We are all doing the best we can in circumstances none of us have ever experienced before. We are digging deep into our hearts and souls for our coping skills and what we've learned. We are tapping into our courage and resilience and fear and need for others in ways we maybe haven't ever done before. We are using humor to hide as well as heal.

And there will come a day when we will be released. We will rush out of our houses like sheep and goats and lambs released from the winter confinement and we will run to the pastures. And, to borrow from Hamilton, I can't help but feel and think that the world will be upside down. There will be trauma and grief - I can't imagine how traumatized health care workers are going to be, and small business owners, and people who are unemployed, people who have lost people. And these things will exist together, the joy and the grief. As a group, we will have to heal from so much.  

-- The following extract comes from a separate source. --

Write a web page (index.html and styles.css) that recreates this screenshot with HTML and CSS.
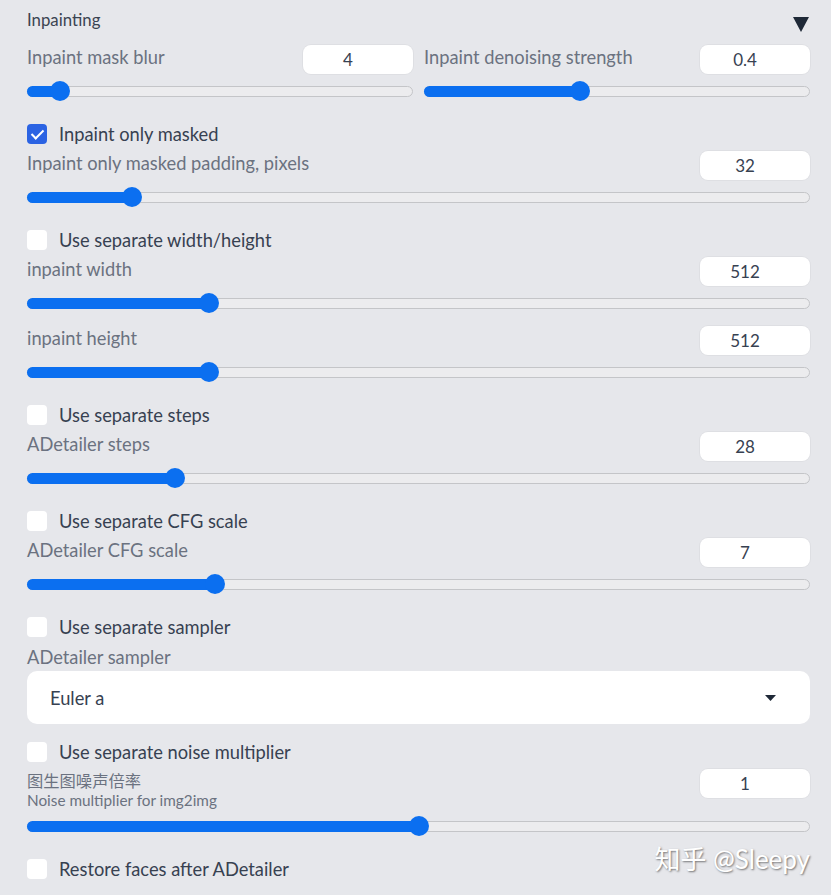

And frankly, I am exhausted. If I were to draw or give color to my prayers right now, it would be a big dark scribble. It would be the unknown in the only way I know how to represent it.

If I have learned anything at all in my life, it is that the unknown contains everything.

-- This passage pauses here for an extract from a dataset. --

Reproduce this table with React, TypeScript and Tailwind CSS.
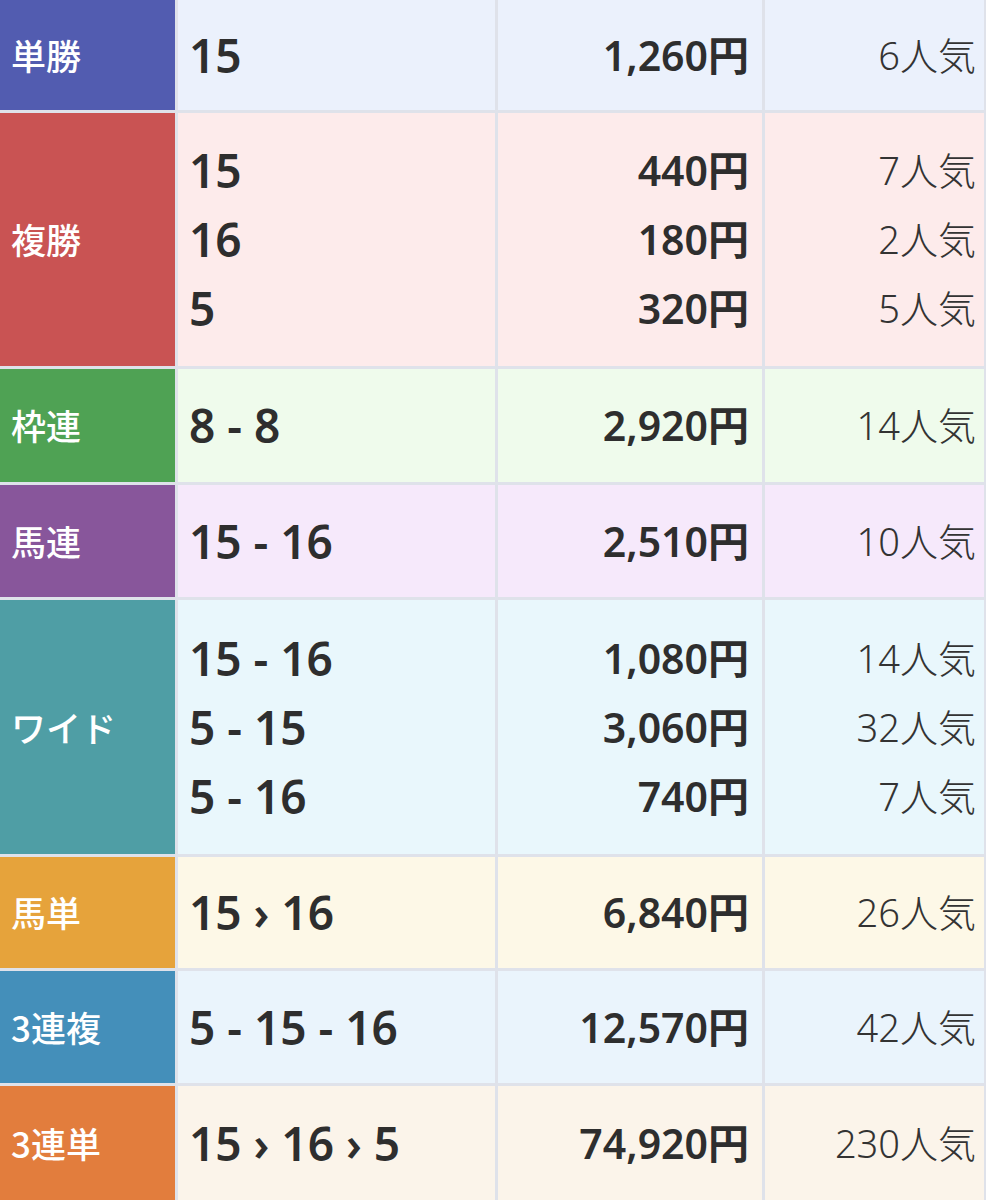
import React from 'react';

type Row = {
  label: string;
  labelBg: string;
  bg: string;
  h: string;
  lines: [string, string, string][];
};

const rows: Row[] = [
  { label: '単勝', labelBg: 'bg-[#525cb0]', bg: 'bg-[#ebf1fc]', h: 'h-[110px]', lines: [['15', '1,260円', '6人気']] },
  {
    label: '複勝',
    labelBg: 'bg-[#c95353]',
    bg: 'bg-[#fdebeb]',
    h: 'h-[253px]',
    lines: [
      ['15', '440円', '7人気'],
      ['16', '180円', '2人気'],
      ['5', '320円', '5人気'],
    ],
  },
  { label: '枠連', labelBg: 'bg-[#4fa254]', bg: 'bg-[#effbec]', h: 'h-[113px]', lines: [['8 - 8', '2,920円', '14人気']] },
  { label: '馬連', labelBg: 'bg-[#88569b]', bg: 'bg-[#f6e9fb]', h: 'h-[112px]', lines: [['15 - 16', '2,510円', '10人気']] },
  {
    label: 'ワイド',
    labelBg: 'bg-[#4f9ea5]',
    bg: 'bg-[#e9f7fc]',
    h: 'h-[254px]',
    lines: [
      ['15 - 16', '1,080円', '14人気'],
      ['5 - 15', '3,060円', '32人気'],
      ['5 - 16', '740円', '7人気'],
    ],
  },
  { label: '馬単', labelBg: 'bg-[#e6a33b]', bg: 'bg-[#fdf8e7]', h: 'h-[111px]', lines: [['15 › 16', '6,840円', '26人気']] },
  { label: '3連複', labelBg: 'bg-[#448fba]', bg: 'bg-[#eaf4fc]', h: 'h-[112px]', lines: [['5 - 15 - 16', '12,570円', '42人気']] },
  { label: '3連単', labelBg: 'bg-[#e27d3d]', bg: 'bg-[#fbf4ea]', h: 'h-[114px]', lines: [['15 › 16 › 5', '74,920円', '230人気']] },
];

const font = { fontFamily: '"Noto Sans", "Noto Sans CJK JP", sans-serif' };

export default function App() {
  return (
    <div className="w-[988px] h-[1200px] overflow-hidden bg-white">
      <div className="w-[986px] bg-[#dfe2ea] pr-[3px] flex flex-col gap-[3px]" style={font}>
        {rows.map((r) => (
          <div key={r.label} className={`grid grid-cols-[175px_317px_264px_219px] gap-x-[3px] ${r.h}`}>
            <div
              className={`${r.labelBg} flex items-center pl-[11px] text-white text-[35px] font-medium`}
              style={{ fontFamily: '"Noto Sans CJK JP", sans-serif' }}
            >
              {r.label}
            </div>
            <div className={`${r.bg} flex flex-col justify-center pl-[11px] text-[46px] font-semibold text-[#2e2e2e]`}>
              {r.lines.map((l, i) => (
                <div key={i} className="leading-[69px] whitespace-pre">
                  {l[0]}
                </div>
              ))}
            </div>
            <div className={`${r.bg} flex flex-col justify-center items-end pr-[13px] text-[41px] font-semibold text-[#2e2e2e]`}>
              {r.lines.map((l, i) => (
                <div key={i} className="leading-[69px]">
                  {l[1]}
                </div>
              ))}
            </div>
            <div className={`${r.bg} flex flex-col justify-center items-end pr-[8px] text-[38px] font-light text-[#333]`}>
              {r.lines.map((l, i) => (
                <div key={i} className="leading-[69px]">
                  {l[2]}
                </div>
              ))}
            </div>
          </div>
        ))}
      </div>
    </div>
  );
}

So I have to step away for a couple of days. Away from the news and the numbers and the charts and graphs. Away from the tragically heartwarming stories of acts of kindness and holy work. Away from the gaslighting politicians and business leaders and profiteers.

I have to step away from trying to understand it all.

I have to spend some time with the unknown.




Saturday, October 1, 2016

Collecting

Hey lookie, I remembered I have a blog. And since I am doing the Hugo House 30/30 Writing Challenged again this year, it seems like a good time to resurrect it.

One of my favorite writing teachers always encourages us to collect impressions and sensations and images - the quality of light, lists of things that are a certain color, dreams, and all manner of other things. I will have to look up some of the other collections and do some of them this month.

Yesterday's walk home proved to be a gathering, collecting time.

I met two British Mastiffs, Oscar and Franklin. Huge, friendly dogs. I don't remember which dog this statement was about but the owner said, "We are working on his racism. I think he was a police officer in a previous life".

The train station was full of posts and ropes and people saying "This way to the exit". It was pedestrian traffic control that reminded me of Disneyland. 

Coming up out of the station and hearing the roar of the crowds in the stadium. Mr R could also hear the roar of the crowd on his walk home and sent me a text saying "it sounds like a Phoenician just killed a Nubian". A Roman Gladiatorial vibe does waft from a football stadium.

Then there was this sign of the times:
Wish me luck for my month of writing.

Thursday, April 14, 2016

Leaving Las Vegas

16 years ago, I went to Las Vegas. At that time, I was in the middle of getting divorced. I remember standing on the balcony of the room, looking out over the Strip and thinking I could go home, pack the dogs and a few things in the car and drive back and start a new life in Las Vegas. It was one of those times in life when the crossroads, intersections, and possibilities seem particularly clear. I didn't move to Las Vegas.

Now 16 years later, I returned to Las Vegas to attend a conference. It was my first professional conference. Las Vegas is still surreal - oversized, superficial, disposable. Full of flashing lights and crowds, dreams and desperation. Some things have changed - when one wins at a slot machine, the money doesn't come tumbling out. I missed that sound. There are more hotels - bigger and flasher. Treasure Island which seemed so big years ago, appeared small this time.

Las Vegas has loomed large in my imagination for a long time. I have often told people that everyone should go there at least once. But now, I'm not so sure. After this trip, Las Vegas doesn't seem to loom so large. This morning, I had a sense of feeling more whole, as though all those years ago, without realizing it, I had left a bit of myself in Las Vegas. By returning, I was able to reclaim that part of me and bring it home.

I have left Las Vegas. Fortunately, I didn't have to drink myself to death to do it. There were no flying purple bats, no fear and loathing. Mr R is glad I've gotten Las Vegas out of my system.